Everything we know about Russia's sphere satellite internet and earth imaging program

Source: Sputniknews  25.05.2024


A global pioneer in space technology, Russia has ambitious plans in store for the near future. The Sphere program is a major component of these plans. Here's everything we know about it.


Russian Ministry of Digital Development head Maksut Shadayev confirmed to lawmakers last week that work on a Russian analogue of the Starlink satellite Internet system will be a priority for the government over the coming six years.


That analogue is known under the blanket name "Sfera" (lit. "Sphere"), and is intended not only to beam high-speed Internet down to Earth, but provide satellite digital TV, support for Internet of Things (IoT) projects, Earth imaging services, and surveillance capabilities.


Sphere was announced in 2018 on the basis of an earlier Roscosmos program known as "Ether." The plan is to place between 380 and 640 satellites into orbit by 2030, and more after that.


The Sphere project incorporates existing Russian space-based capabilities, such as GLONASS satellite navigation, and offers a dizzying array of new global and regional satellite constellations and sub-constellations, including:

Yamal (eight communications satellites to be placed in geostationary orbit)

Express RV (four devices to provide satellite Internet to the Arctic in high elliptical orbit)

Express (seven digital TV satellites in geostationary orbit)

Marathon-IoT (264 devices in low Earth orbit for IoT applications, including in remote areas. Five satellites planned for launch in 2025, 44 in 2026)

Skif (12 broadband Internet and telephony satellites, four apiece along three orbital planes)

Sphere also incorporates at least six remote sensing and surveillance satellite constellations, including:

Berkut-X (12 radar surface imaging devices orbiting at 700 km)

Berkut-O (40 surface surveying satellites orbiting at 600 km with an imaging resolution of 2-5 m per pixel)

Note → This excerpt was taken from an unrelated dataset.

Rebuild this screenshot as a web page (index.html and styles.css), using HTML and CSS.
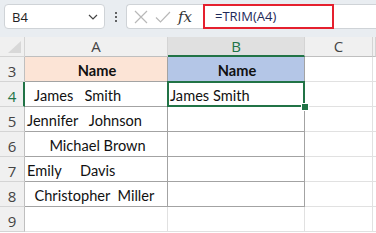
FILE: index.html
```html
<!DOCTYPE html>
<html>
<head>
<meta charset="utf-8">
<link rel="stylesheet" href="styles.css">
</head>
<body>
<div class="toolbar">
  <div class="namebox">
    <span class="nb-text">B4</span>
    <svg class="chev" width="10" height="6" viewBox="0 0 10 6"><path d="M1 1 L5 5 L9 1" fill="none" stroke="#444" stroke-width="1.2"/></svg>
  </div>
  <div class="dots"><span></span><span></span><span></span></div>
  <div class="fxbox">
    <svg width="16" height="16" viewBox="0 0 16 16"><path d="M2 2 L14 14 M14 2 L2 14" stroke="#b8b8b8" stroke-width="1.2" fill="none"/></svg>
    <svg width="16" height="16" viewBox="0 0 16 16"><path d="M1 8.5 L5.5 13 L15 3" stroke="#b8b8b8" stroke-width="1.2" fill="none"/></svg>
    <span class="fx">fx</span>
  </div>
  <div class="formula">
    <div class="formula-hl">=TRIM(A4)</div>
  </div>
</div>
<div class="sheet">
  <div class="corner"><span class="tri"></span></div>
  <div class="colh">A</div>
  <div class="colh sel">B</div>
  <div class="colh">C</div>
  <div class="colh last"></div>

  <div class="rowh">3</div>
  <div class="cell tb hdr-a">Name</div>
  <div class="cell tb hdr-b">Name</div>
  <div class="cell"></div>
  <div class="cell last"></div>

  <div class="rowh sel">4</div>
  <div class="cell tb">  James   Smith</div>
  <div class="cell tb active">James Smith</div>
  <div class="cell"></div>
  <div class="cell last"></div>

  <div class="rowh">5</div>
  <div class="cell tb">Jennifer   Johnson</div>
  <div class="cell tb"></div>
  <div class="cell"></div>
  <div class="cell last"></div>

  <div class="rowh">6</div>
  <div class="cell tb">      Michael Brown</div>
  <div class="cell tb"></div>
  <div class="cell"></div>
  <div class="cell last"></div>

  <div class="rowh">7</div>
  <div class="cell tb">Emily     Davis</div>
  <div class="cell tb"></div>
  <div class="cell"></div>
  <div class="cell last"></div>

  <div class="rowh">8</div>
  <div class="cell tb">  Christopher  Miller</div>
  <div class="cell tb"></div>
  <div class="cell"></div>
  <div class="cell last"></div>

  <div class="rowh">9</div>
  <div class="cell"></div>
  <div class="cell"></div>
  <div class="cell"></div>
  <div class="cell last"></div>
</div>
</body>
</html>
```
FILE: styles.css
```css
* { box-sizing: border-box; }
html, body { margin: 0; padding: 0; }
body {
  width: 376px;
  height: 233px;
  overflow: hidden;
  background: #ffffff;
  font-family: "Open Sans", "Noto Sans", sans-serif;
}
.toolbar {
  height: 37px;
  background: #e9edf1;
  display: flex;
  align-items: flex-start;
  padding-top: 4px;
  padding-left: 4px;
}
.namebox {
  width: 101px;
  height: 25px;
  background: #fff;
  border: 1px solid #cfd3d7;
  border-radius: 4px;
  display: flex;
  align-items: center;
  justify-content: space-between;
  padding: 0 6px 0 7px;
}
.nb-text { font-size: 13px; color: #222; }
.dots {
  width: 21px;
  height: 25px;
  display: flex;
  flex-direction: column;
  align-items: center;
  justify-content: center;
  gap: 2px;
}
.dots span { width: 2px; height: 2px; background: #333; border-radius: 1px; }
.fxbox {
  width: 76px;
  height: 25px;
  background: #fff;
  border: 1px solid #cfd3d7;
  border-radius: 4px 0 0 4px;
  border-right: none;
  display: flex;
  align-items: center;
  padding-left: 6px;
  gap: 6px;
}
.fx {
  font-family: "DejaVu Serif", "Liberation Serif", serif;
  font-style: italic;
  font-size: 15px;
  color: #333;
  margin-left: 1px;
}
.formula {
  flex: 1;
  height: 25px;
  background: #fff;
  border-top: 1px solid #cfd3d7;
  border-bottom: 1px solid #cfd3d7;
  padding-left: 1px;
}
.formula-hl {
  width: 131px;
  height: 25px;
  margin-top: -1px;
  border: 2px solid #e5202e;
  font-size: 13px;
  color: #1e2a5a;
  padding-left: 10px;
  line-height: 21px;
}
.sheet {
  display: grid;
  grid-template-columns: 25px 143px 137px 68px 3px;
  grid-template-rows: 20px repeat(7, 25px);
  font-family: "Lato", "Open Sans", sans-serif;
}
.corner {
  background: #f0f0f0;
  border-right: 1px solid #d4d4d4;
  border-bottom: 1px solid #d4d4d4;
  position: relative;
}
.tri {
  position: absolute;
  right: 3px;
  bottom: 3px;
  width: 0;
  height: 0;
  border-left: 13px solid transparent;
  border-bottom: 12px solid #d8d8d8;
}
.colh {
  background: #f0f0f0;
  border-right: 1px solid #d4d4d4;
  border-bottom: 1px solid #bfbfbf;
  text-align: center;
  font-size: 15px;
  color: #444;
  line-height: 19px;
  font-family: "Open Sans", sans-serif;
}
.colh.sel {
  background: #e0e0e0;
  color: #217346;
  border-bottom: 2px solid #217346;
}
.rowh {
  background: #f0f0f0;
  border-right: 1px solid #bfbfbf;
  border-bottom: 1px solid #d4d4d4;
  text-align: center;
  font-size: 15px;
  color: #444;
  line-height: 24px;
  padding-top: 2px;
  font-family: "Open Sans", sans-serif;
}
.rowh.sel {
  color: #217346;
  border-right: 2px solid #217346;
  padding-left: 1px;
}
.cell {
  border-right: 1px solid #e1e1e1;
  border-bottom: 1px solid #e1e1e1;
  font-size: 14.6px;
  color: #111;
  white-space: pre;
  padding-left: 2px;
  line-height: 24px;
  padding-top: 2px;
  overflow: visible;
}
.cell.last { border-right: none; }
.cell.tb {
  border-right: 1px solid #a3a3a3;
  border-bottom: 1px solid #a3a3a3;
}
.hdr-a { background: #fce4d6; font-weight: bold; text-align: center; }
.hdr-b { background: #b4c6e7; font-weight: bold; text-align: center; }
.active { position: relative; }
.active::before {
  content: "";
  position: absolute;
  left: -1px;
  top: -1px;
  right: -1px;
  bottom: -1px;
  border: 2px solid #217346;
}
.active::after {
  content: "";
  position: absolute;
  right: -4px;
  bottom: -4px;
  width: 6px;
  height: 6px;
  background: #217346;
  outline: 1px solid #fff;
}
```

Berkut-VD (28 high-detail imaging satellites with a resolution as low as 0.4 meters, orbiting at 500 km)

Berkut-S (16 medium-resolution spacecraft orbiting at 700 km)

Smotr (nine Earth imaging satellites planned by 2035, orbiting at 500 km, with a spatial resolution of 0.5 meters)

Gryphon (small, low-cost imaging CubeSats with a spatial resolution of 2.5 meters. They should number 136 total when the constellation is complete. Production expected to start in 2025)


All satellites attached to the Sphere program are non-hermetic, and have between 60-70 percent unified components, which should mean faster mass production and dramatically reduced costs.


The first new satellite under the Sphere program was launched in October 2022 on board a Soyuz-21b rocket carrying a Skif-D (D for "Demonstration") satellite into orbit. The Skif-D completed extensive flight and communications testing in November 2023, beaming down Internet at speeds up to 6.5 megabits/s. Production series Skifs are expected to appear in 2026, and to provide speeds up to 150 gigabits/s, offering stable Internet access to northern latitudes inaccessible using traditional comms sats in geostationary orbit, including regions that are part of Russia’s North Sea Route.


When complete, Sphere is expected to have major implications for Russia’s technological, scientific, industrial, economic, and security sovereignty in the face of Western sanctions, and to dramatically expand the country’s independent Internet, telephony, and IoT capabilities.